### Stored data
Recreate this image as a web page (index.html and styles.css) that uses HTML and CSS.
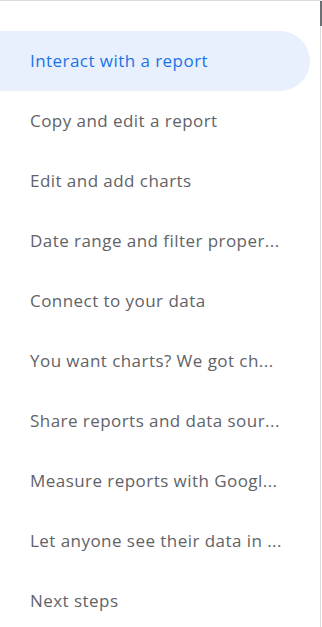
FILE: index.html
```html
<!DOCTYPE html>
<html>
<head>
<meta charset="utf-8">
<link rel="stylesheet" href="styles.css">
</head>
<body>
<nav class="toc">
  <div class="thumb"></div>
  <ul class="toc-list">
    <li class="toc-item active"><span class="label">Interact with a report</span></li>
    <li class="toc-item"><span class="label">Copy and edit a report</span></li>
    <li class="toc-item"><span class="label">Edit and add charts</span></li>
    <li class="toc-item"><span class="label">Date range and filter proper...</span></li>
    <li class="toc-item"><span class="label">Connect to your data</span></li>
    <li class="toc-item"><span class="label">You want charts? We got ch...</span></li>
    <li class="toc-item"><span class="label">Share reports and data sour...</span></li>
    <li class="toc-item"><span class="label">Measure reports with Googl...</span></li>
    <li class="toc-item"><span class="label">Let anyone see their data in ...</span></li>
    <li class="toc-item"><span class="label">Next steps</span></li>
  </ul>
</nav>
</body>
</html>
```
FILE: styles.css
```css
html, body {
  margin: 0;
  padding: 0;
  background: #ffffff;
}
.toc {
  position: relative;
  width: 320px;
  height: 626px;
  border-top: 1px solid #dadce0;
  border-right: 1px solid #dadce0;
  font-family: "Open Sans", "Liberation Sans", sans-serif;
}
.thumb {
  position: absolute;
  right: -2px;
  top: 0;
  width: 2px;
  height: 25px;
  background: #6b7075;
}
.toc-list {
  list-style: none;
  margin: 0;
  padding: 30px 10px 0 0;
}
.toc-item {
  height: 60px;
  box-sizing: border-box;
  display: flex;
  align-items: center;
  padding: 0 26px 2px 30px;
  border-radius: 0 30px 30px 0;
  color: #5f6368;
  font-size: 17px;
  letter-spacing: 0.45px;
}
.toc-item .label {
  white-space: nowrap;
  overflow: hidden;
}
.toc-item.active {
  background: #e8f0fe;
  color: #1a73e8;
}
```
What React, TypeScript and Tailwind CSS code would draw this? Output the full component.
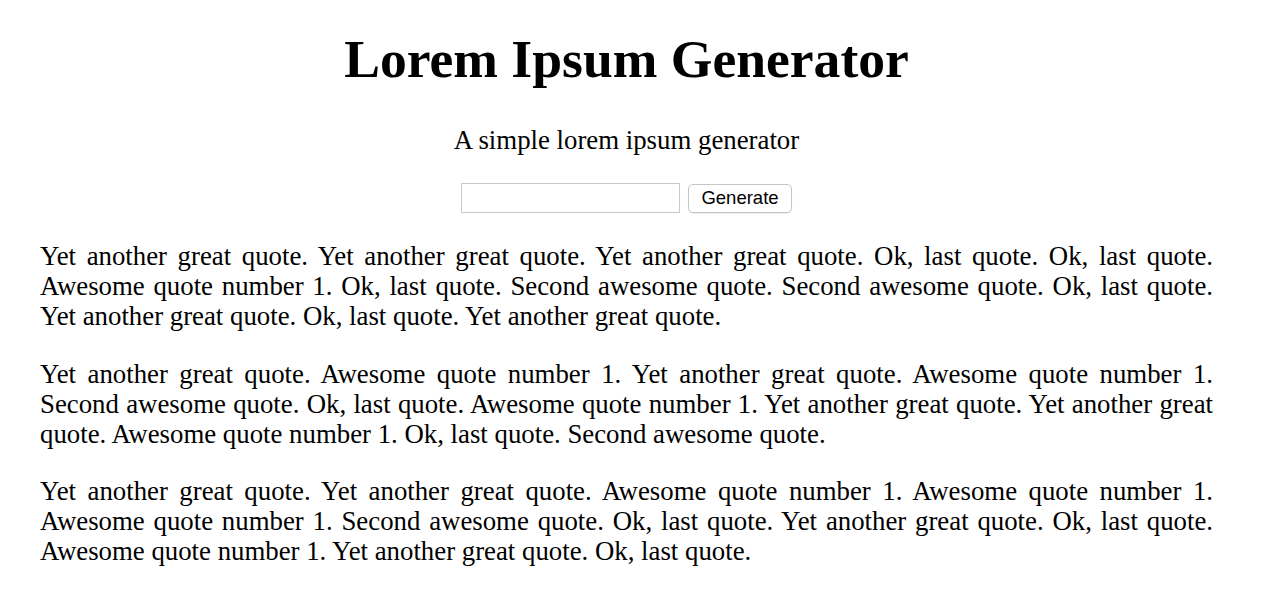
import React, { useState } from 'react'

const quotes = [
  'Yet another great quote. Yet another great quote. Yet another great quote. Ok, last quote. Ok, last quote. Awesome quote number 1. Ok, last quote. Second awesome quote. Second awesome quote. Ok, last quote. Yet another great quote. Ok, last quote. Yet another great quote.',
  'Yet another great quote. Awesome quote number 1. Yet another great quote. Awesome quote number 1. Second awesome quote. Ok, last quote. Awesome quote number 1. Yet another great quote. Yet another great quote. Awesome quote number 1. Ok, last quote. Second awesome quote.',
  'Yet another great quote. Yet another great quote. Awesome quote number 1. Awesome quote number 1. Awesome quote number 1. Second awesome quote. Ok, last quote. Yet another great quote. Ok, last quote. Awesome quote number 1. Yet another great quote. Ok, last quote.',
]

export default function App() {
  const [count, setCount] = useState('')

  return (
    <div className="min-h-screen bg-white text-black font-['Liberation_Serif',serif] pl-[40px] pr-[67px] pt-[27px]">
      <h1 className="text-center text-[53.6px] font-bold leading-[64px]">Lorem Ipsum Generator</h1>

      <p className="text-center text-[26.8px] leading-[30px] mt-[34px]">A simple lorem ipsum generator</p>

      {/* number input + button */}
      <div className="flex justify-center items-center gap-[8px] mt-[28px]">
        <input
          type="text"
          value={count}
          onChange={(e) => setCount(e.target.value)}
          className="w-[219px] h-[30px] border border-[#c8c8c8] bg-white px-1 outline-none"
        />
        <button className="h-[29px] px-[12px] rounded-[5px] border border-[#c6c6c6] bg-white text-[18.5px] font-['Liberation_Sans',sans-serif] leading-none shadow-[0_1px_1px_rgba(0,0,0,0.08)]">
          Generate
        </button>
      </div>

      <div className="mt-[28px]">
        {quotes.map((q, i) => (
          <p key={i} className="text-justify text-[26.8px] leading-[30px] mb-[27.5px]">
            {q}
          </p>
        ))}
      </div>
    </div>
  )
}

### Task details
Transcribe the full listing character for character. Pictures are excluded.

### Worked answer
Recreate this image as a web page (index.html and styles.css) that uses HTML and CSS.
FILE: index.html
```html
<!DOCTYPE html>
<html>
<head>
<meta charset="utf-8">
<link rel="stylesheet" href="styles.css">
</head>
<body>
<nav class="toc">
  <div class="thumb"></div>
  <ul class="toc-list">
    <li class="toc-item active"><span class="label">Interact with a report</span></li>
    <li class="toc-item"><span class="label">Copy and edit a report</span></li>
    <li class="toc-item"><span class="label">Edit and add charts</span></li>
    <li class="toc-item"><span class="label">Date range and filter proper...</span></li>
    <li class="toc-item"><span class="label">Connect to your data</span></li>
    <li class="toc-item"><span class="label">You want charts? We got ch...</span></li>
    <li class="toc-item"><span class="label">Share reports and data sour...</span></li>
    <li class="toc-item"><span class="label">Measure reports with Googl...</span></li>
    <li class="toc-item"><span class="label">Let anyone see their data in ...</span></li>
    <li class="toc-item"><span class="label">Next steps</span></li>
  </ul>
</nav>
</body>
</html>
```
FILE: styles.css
```css
html, body {
  margin: 0;
  padding: 0;
  background: #ffffff;
}
.toc {
  position: relative;
  width: 320px;
  height: 626px;
  border-top: 1px solid #dadce0;
  border-right: 1px solid #dadce0;
  font-family: "Open Sans", "Liberation Sans", sans-serif;
}
.thumb {
  position: absolute;
  right: -2px;
  top: 0;
  width: 2px;
  height: 25px;
  background: #6b7075;
}
.toc-list {
  list-style: none;
  margin: 0;
  padding: 30px 10px 0 0;
}
.toc-item {
  height: 60px;
  box-sizing: border-box;
  display: flex;
  align-items: center;
  padding: 0 26px 2px 30px;
  border-radius: 0 30px 30px 0;
  color: #5f6368;
  font-size: 17px;
  letter-spacing: 0.45px;
}
.toc-item .label {
  white-space: nowrap;
  overflow: hidden;
}
.toc-item.active {
  background: #e8f0fe;
  color: #1a73e8;
}
```
What React, TypeScript and Tailwind CSS code would draw this? Output the full component.
import React, { useState } from 'react'

const quotes = [
  'Yet another great quote. Yet another great quote. Yet another great quote. Ok, last quote. Ok, last quote. Awesome quote number 1. Ok, last quote. Second awesome quote. Second awesome quote. Ok, last quote. Yet another great quote. Ok, last quote. Yet another great quote.',
  'Yet another great quote. Awesome quote number 1. Yet another great quote. Awesome quote number 1. Second awesome quote. Ok, last quote. Awesome quote number 1. Yet another great quote. Yet another great quote. Awesome quote number 1. Ok, last quote. Second awesome quote.',
  'Yet another great quote. Yet another great quote. Awesome quote number 1. Awesome quote number 1. Awesome quote number 1. Second awesome quote. Ok, last quote. Yet another great quote. Ok, last quote. Awesome quote number 1. Yet another great quote. Ok, last quote.',
]

export default function App() {
  const [count, setCount] = useState('')

  return (
    <div className="min-h-screen bg-white text-black font-['Liberation_Serif',serif] pl-[40px] pr-[67px] pt-[27px]">
      <h1 className="text-center text-[53.6px] font-bold leading-[64px]">Lorem Ipsum Generator</h1>

      <p className="text-center text-[26.8px] leading-[30px] mt-[34px]">A simple lorem ipsum generator</p>

      {/* number input + button */}
      <div className="flex justify-center items-center gap-[8px] mt-[28px]">
        <input
          type="text"
          value={count}
          onChange={(e) => setCount(e.target.value)}
          className="w-[219px] h-[30px] border border-[#c8c8c8] bg-white px-1 outline-none"
        />
        <button className="h-[29px] px-[12px] rounded-[5px] border border-[#c6c6c6] bg-white text-[18.5px] font-['Liberation_Sans',sans-serif] leading-none shadow-[0_1px_1px_rgba(0,0,0,0.08)]">
          Generate
        </button>
      </div>

      <div className="mt-[28px]">
        {quotes.map((q, i) => (
          <p key={i} className="text-justify text-[26.8px] leading-[30px] mb-[27.5px]">
            {q}
          </p>
        ))}
      </div>
    </div>
  )
}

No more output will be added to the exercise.